Je suis convaincu depuis toujours que nous sommes uniques alors que beaucoup souhaitent nous mettre dans de petites cases. Alors oui, je suis atypique, car je ne veux pas que l’on puisse me classer dans une catégorie ou une autre. Être atypique c’est être curieux et se placer dans un apprentissage permanent. Ne pouvant être classés, les atypiques sont trop souvent regardés avec de gros yeux par les recruteurs alors qu’ils constituent ce grain de folie intellectuelle dont toutes les entreprises ont besoin.

 2.     Sécurité,  management,  leadership,  journalisme,…  Vous  touchez  à  tout ; curieux et passionné de tout est-ce ce qui vous caractérise ?

La curiosité est selon moi l’essence même de la vie, car je sais depuis bien longtemps que mon passage sur terre prendra fin un jour ou l’autre. De ce fait, je vis chaque jour comme si c’était le dernier, et ce en ne me fixant aucune limite intellectuelle. J’ai effectivement plusieurs cordes à mon arc, mais croyez-moi, j’ai travaillé dur pour cela et je travaille encore avec acharnement pour apprendre. Vous avez cité la sécurité, le management, le leadership, le journalisme, etc. Je ne me suis jamais dit que j’allais empiler les activités, c’est uniquement la passion qui me pousse à le faire. Enfin, je suis bien certain que vos lecteurs détecteront le fil rouge qui unit toutes ces activités.

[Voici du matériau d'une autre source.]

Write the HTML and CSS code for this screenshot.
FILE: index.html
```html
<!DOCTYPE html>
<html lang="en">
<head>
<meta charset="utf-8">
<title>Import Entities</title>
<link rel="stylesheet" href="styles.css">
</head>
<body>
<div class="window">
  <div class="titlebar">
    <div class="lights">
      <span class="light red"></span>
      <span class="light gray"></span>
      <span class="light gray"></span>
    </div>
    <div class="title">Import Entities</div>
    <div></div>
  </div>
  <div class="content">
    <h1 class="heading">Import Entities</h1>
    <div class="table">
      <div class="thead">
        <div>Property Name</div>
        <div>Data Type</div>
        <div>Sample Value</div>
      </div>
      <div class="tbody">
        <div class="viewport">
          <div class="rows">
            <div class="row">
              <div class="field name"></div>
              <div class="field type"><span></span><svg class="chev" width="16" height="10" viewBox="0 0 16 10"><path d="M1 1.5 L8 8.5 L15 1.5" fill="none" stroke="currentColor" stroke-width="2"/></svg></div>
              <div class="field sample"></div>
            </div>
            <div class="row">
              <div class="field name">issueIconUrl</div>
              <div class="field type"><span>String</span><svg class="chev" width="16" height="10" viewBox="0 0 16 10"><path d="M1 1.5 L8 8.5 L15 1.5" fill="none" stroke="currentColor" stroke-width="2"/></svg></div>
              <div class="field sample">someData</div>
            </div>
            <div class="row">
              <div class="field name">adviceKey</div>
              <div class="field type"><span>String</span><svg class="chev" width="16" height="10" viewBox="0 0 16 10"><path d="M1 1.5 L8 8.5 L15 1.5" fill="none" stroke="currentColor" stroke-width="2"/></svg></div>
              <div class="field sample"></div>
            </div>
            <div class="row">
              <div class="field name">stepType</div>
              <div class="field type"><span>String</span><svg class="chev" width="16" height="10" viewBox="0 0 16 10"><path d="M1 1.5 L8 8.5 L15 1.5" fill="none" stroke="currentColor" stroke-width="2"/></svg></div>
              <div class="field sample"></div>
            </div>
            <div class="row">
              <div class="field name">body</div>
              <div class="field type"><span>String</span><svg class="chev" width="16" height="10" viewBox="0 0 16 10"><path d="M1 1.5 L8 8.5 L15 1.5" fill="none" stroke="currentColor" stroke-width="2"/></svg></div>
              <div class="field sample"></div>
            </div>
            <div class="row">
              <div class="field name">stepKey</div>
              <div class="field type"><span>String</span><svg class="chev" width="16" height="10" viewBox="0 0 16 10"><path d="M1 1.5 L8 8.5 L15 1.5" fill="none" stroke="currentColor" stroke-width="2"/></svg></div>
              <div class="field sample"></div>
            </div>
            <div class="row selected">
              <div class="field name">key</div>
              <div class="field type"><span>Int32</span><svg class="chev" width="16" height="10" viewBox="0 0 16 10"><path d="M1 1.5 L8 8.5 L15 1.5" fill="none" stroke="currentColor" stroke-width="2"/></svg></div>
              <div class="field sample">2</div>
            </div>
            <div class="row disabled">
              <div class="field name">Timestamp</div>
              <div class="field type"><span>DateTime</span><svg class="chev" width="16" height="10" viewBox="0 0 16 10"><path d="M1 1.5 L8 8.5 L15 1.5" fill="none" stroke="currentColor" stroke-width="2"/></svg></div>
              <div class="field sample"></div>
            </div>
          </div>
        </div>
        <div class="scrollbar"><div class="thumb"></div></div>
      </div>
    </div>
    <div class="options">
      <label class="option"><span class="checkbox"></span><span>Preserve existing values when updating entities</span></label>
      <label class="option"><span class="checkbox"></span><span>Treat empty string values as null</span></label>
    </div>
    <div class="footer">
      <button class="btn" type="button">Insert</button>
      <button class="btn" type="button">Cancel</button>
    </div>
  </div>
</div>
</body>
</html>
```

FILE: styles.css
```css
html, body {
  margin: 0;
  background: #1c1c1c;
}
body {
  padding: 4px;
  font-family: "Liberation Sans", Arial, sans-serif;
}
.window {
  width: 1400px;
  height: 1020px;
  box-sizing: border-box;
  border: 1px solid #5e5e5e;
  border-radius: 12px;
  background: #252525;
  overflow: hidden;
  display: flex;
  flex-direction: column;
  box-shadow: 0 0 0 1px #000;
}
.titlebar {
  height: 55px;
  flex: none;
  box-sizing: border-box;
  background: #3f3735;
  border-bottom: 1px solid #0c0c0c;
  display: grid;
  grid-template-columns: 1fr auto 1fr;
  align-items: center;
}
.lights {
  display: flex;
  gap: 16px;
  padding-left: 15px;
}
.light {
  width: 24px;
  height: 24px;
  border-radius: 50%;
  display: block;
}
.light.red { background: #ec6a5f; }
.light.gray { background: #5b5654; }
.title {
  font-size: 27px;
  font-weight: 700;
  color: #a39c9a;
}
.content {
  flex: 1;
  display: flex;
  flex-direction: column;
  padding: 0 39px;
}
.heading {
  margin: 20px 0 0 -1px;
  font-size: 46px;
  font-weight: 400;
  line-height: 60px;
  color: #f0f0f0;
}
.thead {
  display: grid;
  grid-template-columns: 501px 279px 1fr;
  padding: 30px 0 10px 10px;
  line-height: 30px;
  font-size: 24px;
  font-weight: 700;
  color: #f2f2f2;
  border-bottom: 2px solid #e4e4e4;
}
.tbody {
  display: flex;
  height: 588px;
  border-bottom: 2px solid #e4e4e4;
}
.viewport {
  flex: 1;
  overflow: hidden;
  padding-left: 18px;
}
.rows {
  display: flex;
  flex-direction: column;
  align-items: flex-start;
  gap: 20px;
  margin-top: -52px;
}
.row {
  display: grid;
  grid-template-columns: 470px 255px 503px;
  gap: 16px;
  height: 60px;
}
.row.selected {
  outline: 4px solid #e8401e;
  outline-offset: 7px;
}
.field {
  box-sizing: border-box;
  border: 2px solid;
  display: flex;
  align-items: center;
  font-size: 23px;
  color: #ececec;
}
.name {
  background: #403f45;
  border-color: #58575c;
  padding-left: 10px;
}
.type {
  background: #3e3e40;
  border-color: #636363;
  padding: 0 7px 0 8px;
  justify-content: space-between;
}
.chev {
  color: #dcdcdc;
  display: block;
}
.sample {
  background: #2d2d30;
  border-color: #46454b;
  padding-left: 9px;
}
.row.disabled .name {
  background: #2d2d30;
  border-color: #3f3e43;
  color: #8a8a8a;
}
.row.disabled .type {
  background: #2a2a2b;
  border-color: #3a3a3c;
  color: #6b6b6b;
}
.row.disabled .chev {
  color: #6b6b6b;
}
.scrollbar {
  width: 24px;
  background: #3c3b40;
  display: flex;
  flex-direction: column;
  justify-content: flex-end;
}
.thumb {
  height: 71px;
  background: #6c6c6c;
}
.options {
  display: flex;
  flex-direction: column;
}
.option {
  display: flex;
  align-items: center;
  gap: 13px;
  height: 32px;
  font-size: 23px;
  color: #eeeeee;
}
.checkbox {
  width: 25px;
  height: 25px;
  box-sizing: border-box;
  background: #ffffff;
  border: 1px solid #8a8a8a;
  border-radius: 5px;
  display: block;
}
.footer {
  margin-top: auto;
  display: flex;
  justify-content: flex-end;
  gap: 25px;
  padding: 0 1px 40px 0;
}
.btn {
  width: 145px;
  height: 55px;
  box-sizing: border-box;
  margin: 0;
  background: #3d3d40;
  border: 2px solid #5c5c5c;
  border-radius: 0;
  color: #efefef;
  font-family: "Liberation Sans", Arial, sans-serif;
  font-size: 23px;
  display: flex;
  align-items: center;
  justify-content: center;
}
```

 3.     Dans le cadre de vos activités actuelles, vous assurez des missions de conseil auprès de dirigeant(e)s ; quels sont les challenges auxquels vous faites face dans ce cadre ?

Mes challenges reposent sur deux piliers que sont l’écoute et l’honnêteté. Un dirigeant est un solitaire, et cela même s’il est bien entouré. Ma toute première action est d’écouter et de placer le dirigeant dans une posture d’ouverture pour qu’il puisse me faire part de ses succès, de ses échecs, mais surtout de ses doutes ou interrogations. Comme le dit l’adage, un conseiller n’est jamais le payeur. Ainsi, je n’ai jamais la prétention d’apprendre son métier à un dirigeant que je conseille, car dans la plupart des cas, je ne connais pas son activité. En revanche, j’ai de bonnes notions en stratégie et dans le fonctionnement d’une entreprise et de ses interactions avec son environnement. Enfin, je dirai que le plus important est l’honnêteté : si c’est noir, c’est noir et si c’est blanc, c’est blanc. Et je me refuse d’utiliser la couleur grise pour séduire ou encore transformer un dirigeant en vache à lait.

 4.     D’après vous, quels sont vos atouts pour délivrer des services satisfaisants aux personnes que vous accompagnez en tant que conseil ?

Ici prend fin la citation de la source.